Hearts of Steel


Hearts of Steel. By Jim Carter. New Generation Publishing, 2022. ISBN. Paperback 978-1-80369-631-7. Hardback 978-1-80369-632-4. eBook              978-1-80369-633-1

Reviewed by David Hobbs

Jim Carter was a flat-race jockey who achieved success in the UK, New Zealand and France before becoming director of his family business, WebWay Ltd, which specialised in data communications for the fire and security industry.  Now retired, he has developed an interest in history and the idea for this book came to him after 2014 when he became involved in a project to find out about the men from his village who had died in the First World War.

A more specialised study followed when his mother gave him a four page document outlining the career of his great grandfather, Able Seaman Herbert Leeder, who had served in the Royal Navy between 1918 and 1945.  Whilst he found little more specific detail about his relative’s career, it occurred to him that he could put together the story by researching and making use of experiences written or spoken by men who had served in the relevant ships at the same time as Leeder.  These included the cruisers Effingham on the East Indies Station and Hawkins on the China Station before he joined the new Tribal class destroyer Nubian when she commissioned in early 1939.  She was awarded thirteen battle honours for service in the Second World War, counting three Mediterranean citations as one; only the battleship Warspite had more with fourteen.  Leeder finally left her in 1941when her stern was blown off by a German bomb.

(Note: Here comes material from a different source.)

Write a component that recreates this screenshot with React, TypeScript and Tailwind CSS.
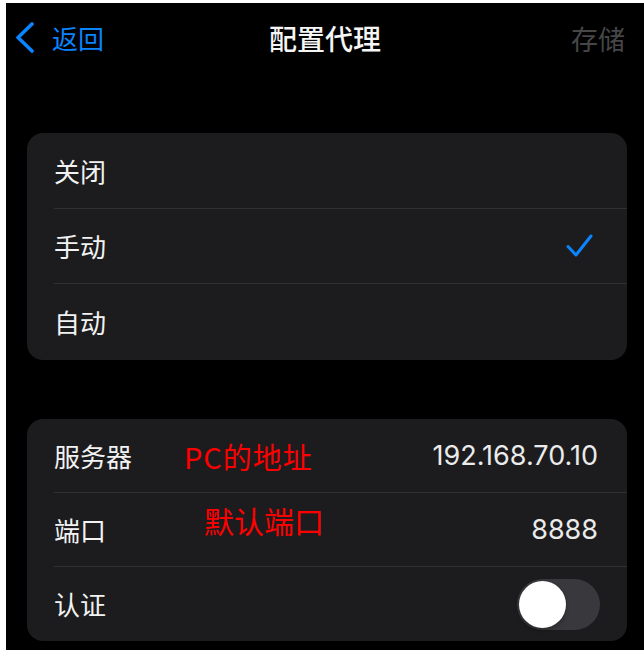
import React from "react";

const font = { fontFamily: '"Noto Sans CJK SC", "Noto Sans", sans-serif' };

const modes = [
  { label: "关闭", h: "h-[76px]" },
  { label: "手动", h: "h-[75px]", checked: true },
  { label: "自动", h: "h-[76px]" },
];

const Row: React.FC<{ h: string; last?: boolean; children: React.ReactNode }> = ({ h, last, children }) => (
  <div className={`flex ${h} pl-[27px]`}>
    <div
      className={`flex flex-1 items-center justify-between ${last ? "" : "border-b border-[#303033]"}`}
    >
      {children}
    </div>
  </div>
);

export default function App() {
  return (
    <div className="h-[650px] w-[644px] overflow-hidden bg-white pl-[6px] pt-[3px]" style={font}>
      <div className="h-full w-full bg-black">
        {/* nav bar */}
        <div className="grid h-[70px] grid-cols-[1fr_auto_1fr] items-center">
          <div className="flex items-center pl-[9px] text-[26px] leading-none text-[#0a84ff]">
            <svg width="22" height="32" viewBox="0 0 22 32" className="mr-[15px] -mt-[2px]">
              <polyline
                points="17,3 3,16.5 17,30"
                fill="none"
                stroke="#0a84ff"
                strokeWidth="3.6"
                strokeLinecap="round"
                strokeLinejoin="round"
              />
            </svg>
            <span>返回</span>
          </div>
          <div className="text-[28px] font-medium leading-none text-[#f5f5f5]">配置代理</div>
          <div className="flex justify-end pr-[19px] text-[27px] leading-none text-[#464648]">存储</div>
        </div>

        {/* proxy mode */}
        <div className="ml-[21px] mr-[17px] mt-[60px] rounded-[16px] bg-[#1c1c1e] text-[26px] leading-none text-[#f2f2f2]">
          {modes.map((m, i) => (
            <Row key={m.label} h={m.h} last={i === modes.length - 1}>
              <span>{m.label}</span>
              {m.checked && (
                <svg width="30" height="26" viewBox="0 0 30 26" className="mr-[32px]">
                  <polyline
                    points="3,13.5 11,22 26,3"
                    fill="none"
                    stroke="#0a84ff"
                    strokeWidth="3"
                    strokeLinecap="round"
                    strokeLinejoin="round"
                  />
                </svg>
              )}
            </Row>
          ))}
        </div>

        {/* server settings */}
        <div className="relative ml-[21px] mr-[17px] mt-[59px] rounded-[16px] bg-[#1c1c1e] text-[26px] leading-none text-[#f2f2f2]">
          <Row h="h-[74px]">
            <span>服务器</span>
            <span className="mr-[29px] text-[27px] text-[#ebebeb]" style={{ fontFamily: "Inter, sans-serif" }}>
              192.168.70.10
            </span>
          </Row>
          <Row h="h-[74px]">
            <span>端口</span>
            <span className="mr-[29px] text-[27px] text-[#ebebeb]" style={{ fontFamily: "Inter, sans-serif" }}>
              8888
            </span>
          </Row>
          <Row h="h-[74px]" last>
            <span>认证</span>
            <div className="mr-[27px] flex h-[51px] w-[83px] items-center rounded-full bg-[#39393d] p-[2px]">
              <div className="h-[47px] w-[47px] rounded-full bg-white shadow-[0_2px_4px_rgba(0,0,0,0.3)]" />
            </div>
          </Row>

          {/* red annotations drawn over the screenshot */}
          <div className="absolute left-[157px] top-[23px] text-[29px] leading-none tracking-[1px] text-[#ff0000]">
            PC的地址
          </div>
          <div className="absolute left-[177px] top-[86px] text-[30px] leading-none text-[#ff0000]">默认端口</div>
        </div>
      </div>
    </div>
  );
}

Carter makes use of a wide range of secondary sources, listed in a five page bibliography, including biographies and books written to commemorate individual ships’ commissions which, taken together, give a very clear idea of the events in which his great grandfather would have been involved.  The book is written in a very readable and enjoyable style that captures the reader’s imagination and gives insight into both peacetime naval deployments east of Suez and the actions against desperate odds in which Nubian was intimately involved.  She took part in the ill-fated Norwegian campaign in 1940 and subsequently served in the Mediterranean alongside HMA Ships Sydney, Perth and the V & W class destroyers of the ‘Scrap-Iron Flotilla’.  Interestingly, he uses accounts written by enemy pilots and others to give an account of events from differing perspectives and Carter certainly achieves his aim of adding colour to bare historical accounts of sea warfare.

However, I must point out that the author’s lack of detailed naval knowledge lets him down on occasion and there are some annoying errors.  Typical of these is his mistaken mention of Illustrious having a steam catapult in 1941 on page 345; the first RN carrier with a steam catapult was Ark Royal in 1955.   Even more annoying were the errors in which he mistakenly gives RN Petty Officer pilots RAF ranks when he refers to them as Pilot Officers.  An example is the reference to ‘Pilot Officer Ben Rice’ on pages 395 and 396: the man he was referring to was Petty Officer Airman Frederick Charles Rice, FAA/FX 76512, Warspite’s Swordfish pilot who was awarded a DSM for his actions in the Second battle of Narvik and an MID for those in the Battle of Matapan.  Carter should have known better because his own glossary on page 515 states that PO is short for Petty Officer.  There is another error on page 399 where he states that Lieutenant Commander A S Bolt RN, Warspite’s Swordfish observer, was awarded a DSM for his actions in the Battle of Matapan.  The DSM was a gallantry medal awarded to ratings; Bolt was actually awarded a bar to his DSC for Matapan.  I could go on and mention the occasional misuse of apostrophes and the fact that on page 430 he is referring to an Admiralty Fire Control Clock, AFCC, not an advanced fire control clock but these are minor niggles in a otherwise very commendable effort to bring the memory of the navy in which his great grandfather served to a contemporary readership.  Hopefully, if there is a second edition, these errors can be easily corrected.

Overall I enjoyed reading this account which describes many operations including the Attack on Taranto by Swordfish from Illustrious and several notable offensive actions by Nubian against Axis convoys.  Those who served in the RAN ships that formed part of the Mediterranean Fleet would find much in common with the account Jim Carter has crafted. Notwithstanding those annoying errors, this book captures the feelings of those on board during some of the darkest moments of the Second World War and I recommend it.